We know two things about Vladimir Putin and Nicolas Maduro. Putin loves to navigate in choppy waters and stick it to the U.S. Maduro is desperately looking for a “sugar daddy”.
In exchange for modest loans and bailouts over the past decade, Russia now owns significant parts of at least five oil fields in Venezuela, which holds the world’s largest reserves, along with 30 years’ worth of future output from two Caribbean natural-gas fields.
Venezuela also has signed over 49.9 percent of Citgo, its wholly owned company in the United States — including three Gulf Coast refineries and a countrywide web of pipelines — as collateral to Russia’s state-owned Rosneft oil behemoth for a reported $1.5 billion in desperately needed cash.
Russian advisers are inside the Venezuelan government, helping direct the course of President Nicolás Maduro’s attempts to bring his failing government back from bankruptcy. They helped orchestrate this year’s introduction of a new digital currency, the “Petro,” to keep oil payments flowing while avoiding U.S. sanctions on the country’s dollar transactions.

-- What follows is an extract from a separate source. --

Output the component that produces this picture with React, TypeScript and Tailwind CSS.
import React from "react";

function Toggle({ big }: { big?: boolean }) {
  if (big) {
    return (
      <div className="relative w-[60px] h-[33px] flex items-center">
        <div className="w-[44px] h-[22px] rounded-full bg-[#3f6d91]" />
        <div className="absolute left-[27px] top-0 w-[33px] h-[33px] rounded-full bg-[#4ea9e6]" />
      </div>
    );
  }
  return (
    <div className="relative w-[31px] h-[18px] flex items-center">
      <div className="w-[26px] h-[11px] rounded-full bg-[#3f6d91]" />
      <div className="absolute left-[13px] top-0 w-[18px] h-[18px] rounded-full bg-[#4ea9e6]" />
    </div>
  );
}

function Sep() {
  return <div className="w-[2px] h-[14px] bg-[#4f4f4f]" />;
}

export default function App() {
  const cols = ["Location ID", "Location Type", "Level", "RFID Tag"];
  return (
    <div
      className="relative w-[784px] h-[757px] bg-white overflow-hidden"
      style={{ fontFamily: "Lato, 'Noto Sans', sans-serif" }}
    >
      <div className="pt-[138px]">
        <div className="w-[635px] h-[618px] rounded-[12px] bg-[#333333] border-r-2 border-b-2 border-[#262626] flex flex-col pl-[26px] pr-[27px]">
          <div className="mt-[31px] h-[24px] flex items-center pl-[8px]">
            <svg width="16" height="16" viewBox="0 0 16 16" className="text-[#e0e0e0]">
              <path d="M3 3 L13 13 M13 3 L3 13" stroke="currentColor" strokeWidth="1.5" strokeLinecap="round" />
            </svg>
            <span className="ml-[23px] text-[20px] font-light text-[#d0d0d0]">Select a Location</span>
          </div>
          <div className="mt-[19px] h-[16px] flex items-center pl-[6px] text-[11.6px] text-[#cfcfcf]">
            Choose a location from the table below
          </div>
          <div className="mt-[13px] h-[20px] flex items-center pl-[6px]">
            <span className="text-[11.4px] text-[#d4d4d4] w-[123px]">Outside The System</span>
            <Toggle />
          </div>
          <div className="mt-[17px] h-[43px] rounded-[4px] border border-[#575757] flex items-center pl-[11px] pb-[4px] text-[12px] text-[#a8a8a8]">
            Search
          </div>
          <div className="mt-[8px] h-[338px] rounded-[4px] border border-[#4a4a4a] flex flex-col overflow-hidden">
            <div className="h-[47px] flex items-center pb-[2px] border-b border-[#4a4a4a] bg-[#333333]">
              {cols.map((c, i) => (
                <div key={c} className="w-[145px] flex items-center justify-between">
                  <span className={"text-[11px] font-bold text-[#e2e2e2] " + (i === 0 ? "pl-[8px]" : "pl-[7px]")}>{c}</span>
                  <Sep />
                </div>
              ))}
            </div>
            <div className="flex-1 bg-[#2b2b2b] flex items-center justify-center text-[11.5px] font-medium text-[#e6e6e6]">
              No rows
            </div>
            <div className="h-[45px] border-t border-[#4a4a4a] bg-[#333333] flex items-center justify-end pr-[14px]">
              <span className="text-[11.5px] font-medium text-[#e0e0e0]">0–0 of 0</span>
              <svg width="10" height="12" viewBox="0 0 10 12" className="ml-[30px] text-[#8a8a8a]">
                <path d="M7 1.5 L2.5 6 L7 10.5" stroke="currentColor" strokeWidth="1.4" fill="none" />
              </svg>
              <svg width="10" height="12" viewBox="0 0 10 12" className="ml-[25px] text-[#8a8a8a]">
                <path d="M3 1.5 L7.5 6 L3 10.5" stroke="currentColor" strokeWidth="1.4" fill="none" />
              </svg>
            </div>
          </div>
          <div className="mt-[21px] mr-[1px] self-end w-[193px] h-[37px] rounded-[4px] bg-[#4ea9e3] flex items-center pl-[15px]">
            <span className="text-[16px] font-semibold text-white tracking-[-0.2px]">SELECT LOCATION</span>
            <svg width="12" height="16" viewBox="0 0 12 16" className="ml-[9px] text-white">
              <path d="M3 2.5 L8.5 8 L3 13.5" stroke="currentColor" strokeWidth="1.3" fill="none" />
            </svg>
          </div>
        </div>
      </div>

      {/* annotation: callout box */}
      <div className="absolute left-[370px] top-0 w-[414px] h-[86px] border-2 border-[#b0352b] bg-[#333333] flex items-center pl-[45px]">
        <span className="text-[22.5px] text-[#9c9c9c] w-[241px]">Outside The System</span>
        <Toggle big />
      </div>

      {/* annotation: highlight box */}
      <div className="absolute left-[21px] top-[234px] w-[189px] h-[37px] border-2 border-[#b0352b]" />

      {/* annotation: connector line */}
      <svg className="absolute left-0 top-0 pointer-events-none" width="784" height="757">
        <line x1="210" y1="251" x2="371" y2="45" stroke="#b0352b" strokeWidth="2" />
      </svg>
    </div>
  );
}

Venezuela’s still-formidable defense force, once an exclusively U.S. client, is now equipped with Russian guns, tanks and planes, financed with prepaid oil deliveries to Russian clients. Maduro scoffed last year at President Trump’s public threat to use the U.S. military to bring him down, saying Venezuela, with Russian help, had turned itself into a defensive “fortress.”
When will see Russians walking around Caracas or enjoying the beaches as they did in circa 1961-Cuba? As my parents used to tell me, the big joke in Cuba back then was about the super “white skin colors” of the new visitors. Cubans were asking each other whether anybody in Russia ever got a suntan.

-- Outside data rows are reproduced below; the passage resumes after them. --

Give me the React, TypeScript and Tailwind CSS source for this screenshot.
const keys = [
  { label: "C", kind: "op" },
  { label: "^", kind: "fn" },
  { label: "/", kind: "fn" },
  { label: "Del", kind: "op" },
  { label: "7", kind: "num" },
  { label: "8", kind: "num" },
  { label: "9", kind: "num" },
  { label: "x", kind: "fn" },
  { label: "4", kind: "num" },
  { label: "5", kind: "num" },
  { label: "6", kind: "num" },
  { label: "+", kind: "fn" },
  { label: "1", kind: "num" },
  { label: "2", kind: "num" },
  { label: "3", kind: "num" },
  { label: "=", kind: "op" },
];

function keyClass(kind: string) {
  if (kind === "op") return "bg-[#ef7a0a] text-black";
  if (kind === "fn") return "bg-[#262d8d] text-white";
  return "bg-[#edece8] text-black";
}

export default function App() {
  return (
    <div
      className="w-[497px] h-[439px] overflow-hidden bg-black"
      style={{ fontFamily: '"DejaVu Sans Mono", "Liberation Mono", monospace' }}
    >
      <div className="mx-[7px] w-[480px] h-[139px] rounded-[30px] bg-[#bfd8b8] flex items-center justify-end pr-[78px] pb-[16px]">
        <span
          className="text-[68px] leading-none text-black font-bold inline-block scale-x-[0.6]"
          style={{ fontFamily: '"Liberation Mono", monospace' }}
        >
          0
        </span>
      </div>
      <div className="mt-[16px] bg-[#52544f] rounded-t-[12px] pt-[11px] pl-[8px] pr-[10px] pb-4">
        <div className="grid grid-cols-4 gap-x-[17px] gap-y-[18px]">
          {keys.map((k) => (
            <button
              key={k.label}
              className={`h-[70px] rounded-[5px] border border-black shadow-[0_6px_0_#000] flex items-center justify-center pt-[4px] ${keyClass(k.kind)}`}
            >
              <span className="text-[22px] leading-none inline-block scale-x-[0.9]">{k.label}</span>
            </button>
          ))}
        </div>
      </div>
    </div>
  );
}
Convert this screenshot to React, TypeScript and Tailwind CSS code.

What’s Putin up to? What military advantage is there in placing bombers in Venezuela? Wouldn’t they be taken out within minutes in the event of a crisis?
What’s Maduro up to? I spoke with several of my local Venezuelan friends and they don’t see much upside for Maduro.
First, it’s going to take a lot of cash to bail out Venezuela and I’m not sure that Putin has it or is that generous.
Second, Venezuelans are already furious with the Cuban presence. What makes you think that they are going to love their new Russian suitors? At least, they can argue with the Cubans and tell them where to go in “expletive deleted” Spanish.
Third, what about the legal implications of Citgo used as collateral? Are there investor lawsuits in the future?
Again, my friends in Venezuela are hoping that this is the opportunity for President Trump to intervene. I don’t think that will happen but it depends of what Putin’s intentions are.
Putin in Caracas? Something to keep an eye on.